Use Hadoop for the right project
The truth of the matter is that Hadoop is not well-suited for all projects and environments. And for all the popularity Hadoop enjoys, surprisingly little is said about how poorly it handles some kinds of projects.
Relational databases have undergone years of re-design and maintenance to make them the ultimate solution for processing structured data. As such, they are extremely good at that task – entering, storing, querying and analyzing data predefined in schemas.
Hadoop is hopelessly outclassed, both in terms of speed and performance when it comes to such. That’s all besides the fact that implementing SQL in Hadoop, while possible, requires you to jump through a dozen or so hoops before it’s all up and running.
Most large organizations don’t simply deal with data that can be defined in a simple format, however. They have to scour social media posts, deal with images, process text documents and read data from sensors. SQL databases don’t perform nearly as well when they lose the edge they have, thanks to principles such as ACID. Even worse, once the size of the data reaches a certain threshold, SQL databases become unwieldy – too expensive to scale any further and terrible performance to boot.

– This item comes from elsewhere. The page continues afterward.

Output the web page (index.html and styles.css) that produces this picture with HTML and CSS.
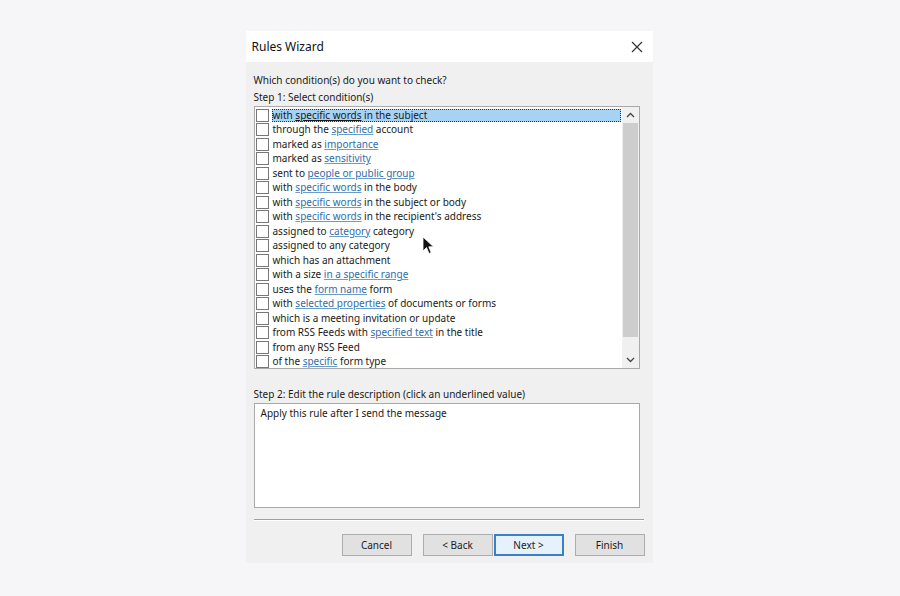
FILE: index.html
```html
<!DOCTYPE html>
<html lang="en">
<head>
    <meta charset="UTF-8">
    <meta name="viewport" content="width=device-width, initial-scale=1.0">
    <title>Rules Wizard</title>
    <link rel="stylesheet" href="styles.css">
</head>
<body>

<div class="dialog">
    <div class="titlebar">
        <span class="title">Rules Wizard</span>
        <svg class="close" width="12" height="12" viewBox="0 0 12 12">
            <path d="M1 1 L11 11 M11 1 L1 11" stroke="#333" stroke-width="1.2" fill="none"/>
        </svg>
    </div>

    <div class="content">
        <div class="label first">Which condition(s) do you want to check?</div>
        <div class="label">Step 1: Select condition(s)</div>

        <div class="listbox">
            <div class="items">
                <div class="item"><span class="check"></span><span class="text selected">with <u>specific words</u> in the subject</span></div>
                <div class="item"><span class="check"></span><span class="text">through the <a>specified</a> account</span></div>
                <div class="item"><span class="check"></span><span class="text">marked as <a>importance</a></span></div>
                <div class="item"><span class="check"></span><span class="text">marked as <a>sensitivity</a></span></div>
                <div class="item"><span class="check"></span><span class="text">sent to <a>people or public group</a></span></div>
                <div class="item"><span class="check"></span><span class="text">with <a>specific words</a> in the body</span></div>
                <div class="item"><span class="check"></span><span class="text">with <a>specific words</a> in the subject or body</span></div>
                <div class="item"><span class="check"></span><span class="text">with <a>specific words</a> in the recipient's address</span></div>
                <div class="item"><span class="check"></span><span class="text">assigned to <a>category</a> category</span></div>
                <div class="item"><span class="check"></span><span class="text">assigned to any category</span></div>
                <div class="item"><span class="check"></span><span class="text">which has an attachment</span></div>
                <div class="item"><span class="check"></span><span class="text">with a size <a>in a specific range</a></span></div>
                <div class="item"><span class="check"></span><span class="text">uses the <a>form name</a> form</span></div>
                <div class="item"><span class="check"></span><span class="text">with <a>selected properties</a> of documents or forms</span></div>
                <div class="item"><span class="check"></span><span class="text">which is a meeting invitation or update</span></div>
                <div class="item"><span class="check"></span><span class="text">from RSS Feeds with <a>specified text</a> in the title</span></div>
                <div class="item"><span class="check"></span><span class="text">from any RSS Feed</span></div>
                <div class="item"><span class="check"></span><span class="text">of the <a>specific</a> form type</span></div>
            </div>
            <div class="scrollbar">
                <div class="arrow">
                    <svg width="9" height="6" viewBox="0 0 9 6"><path d="M1 5 L4.5 1.5 L8 5" stroke="#444" stroke-width="1.3" fill="none"/></svg>
                </div>
                <div class="track"><div class="thumb"></div></div>
                <div class="arrow">
                    <svg width="9" height="6" viewBox="0 0 9 6"><path d="M1 1 L4.5 4.5 L8 1" stroke="#444" stroke-width="1.3" fill="none"/></svg>
                </div>
            </div>
        </div>

        <div class="label step2">Step 2: Edit the rule description (click an underlined value)</div>
        <div class="description">Apply this rule after I send the message</div>

        <div class="separator"></div>

        <div class="buttons">
            <button>Cancel</button>
            <div class="pair">
                <button>&lt; Back</button>
                <button class="default">Next &gt;</button>
            </div>
            <button>Finish</button>
        </div>
    </div>
</div>

<svg class="cursor" width="14" height="20" viewBox="0 0 14 20">
    <path d="M1 1 L1 15 L4.5 11.5 L7 17.5 L9.2 16.6 L6.8 10.8 L11.5 10.8 Z" fill="#111" stroke="#fff" stroke-width="0.8"/>
</svg>

</body>
</html>
```

FILE: styles.css
```css
body {
    margin: 0;
    background-color: #f6f6f9;
    font-family: 'Noto Sans', 'Open Sans', sans-serif;
    font-size: 10px;
    color: #1a1a1a;
    display: flex;
    justify-content: center;
    padding-top: 31px;
    height: 565px;
    position: relative;
}

.dialog {
    width: 407px;
    height: 532px;
    margin-left: -2px;
    display: flex;
    flex-direction: column;
}

.titlebar {
    height: 31px;
    background-color: #ffffff;
    display: flex;
    align-items: center;
    justify-content: space-between;
    padding: 0 10px 0 6px;
}

.title {
    font-size: 12px;
    color: #111;
}

.content {
    flex: 1;
    background-color: #f0f0f0;
    padding: 9px 8px 0 8px;
}

.label {
    height: 18px;
    line-height: 18px;
}

.label.first {
    height: 17px;
}

.label.step2 {
    margin-top: 17px;
    height: 16px;
    line-height: 16px;
}

.listbox {
    width: 386px;
    height: 263px;
    box-sizing: border-box;
    border: 1px solid #a9a9a9;
    background-color: #ffffff;
    display: flex;
}

.items {
    flex: 1;
    padding-top: 1px;
}

.item {
    height: 14.5px;
    display: flex;
    align-items: center;
    white-space: nowrap;
}

.check {
    width: 11px;
    height: 11px;
    border: 1px solid #777;
    background-color: #fff;
    margin: 0 3px 0 1px;
    flex-shrink: 0;
}

.text {
    padding: 0 1px;
    line-height: 13px;
}

.text.selected {
    flex: 1;
    background-color: #a6d2f4;
    outline: 1px dotted #333;
    outline-offset: -1px;
    margin-right: 1px;
}

.text u {
    text-decoration: underline;
}

.text a {
    color: #2f6da8;
    text-decoration: underline;
    text-decoration-color: #6f9cc6;
}

.scrollbar {
    width: 17px;
    display: flex;
    flex-direction: column;
    background-color: #f0f0f0;
}

.arrow {
    height: 16px;
    display: flex;
    align-items: center;
    justify-content: center;
}

.track {
    flex: 1;
    padding: 0 1px;
}

.thumb {
    height: 214px;
    background-color: #cdcdcd;
}

.description {
    width: 386px;
    height: 105px;
    box-sizing: border-box;
    border: 1px solid #a9a9a9;
    background-color: #ffffff;
    padding: 2px 6px;
    margin-top: 1px;
}

.separator {
    width: 390px;
    height: 0;
    border-top: 1px solid #a0a0a0;
    border-bottom: 1px solid #ffffff;
    margin-top: 11px;
}

.buttons {
    display: flex;
    justify-content: flex-end;
    gap: 11px;
    margin-top: 13px;
    width: 391px;
}

.pair {
    display: flex;
    gap: 1px;
}

button {
    width: 70px;
    height: 22px;
    box-sizing: border-box;
    font-family: inherit;
    font-size: 10px;
    color: #1a1a1a;
    background-color: #e1e1e1;
    border: 1px solid #adadad;
    padding: 0;
}

button.default {
    border: 2px solid #3b7fc4;
    background-color: #e5f1fb;
}

.cursor {
    position: absolute;
    left: 422px;
    top: 236px;
}
```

For example, it’s essential to remember that relational databases and warehouses still handle structured data, much better than Hadoop. Projects that need SQL statements are a hassle to implement in Hadoop, despite the number of attachments that enables it. Hadoop is also pretty bad at handling mixed workloads such as combined historical and real-time queries.
Conclusion
Ultimately, being able to get the maximum value out of Hadoop comes down to being able to identify where it’s suitable for use and where it isn’t. This includes knowing the guiding principles behind Hadoop’s schema-less design and whether it works well for your data, being familiar with the tools that makes Hadoop so powerful and finding a place where Hadoop can properly fit within your organization and align itself with your goals.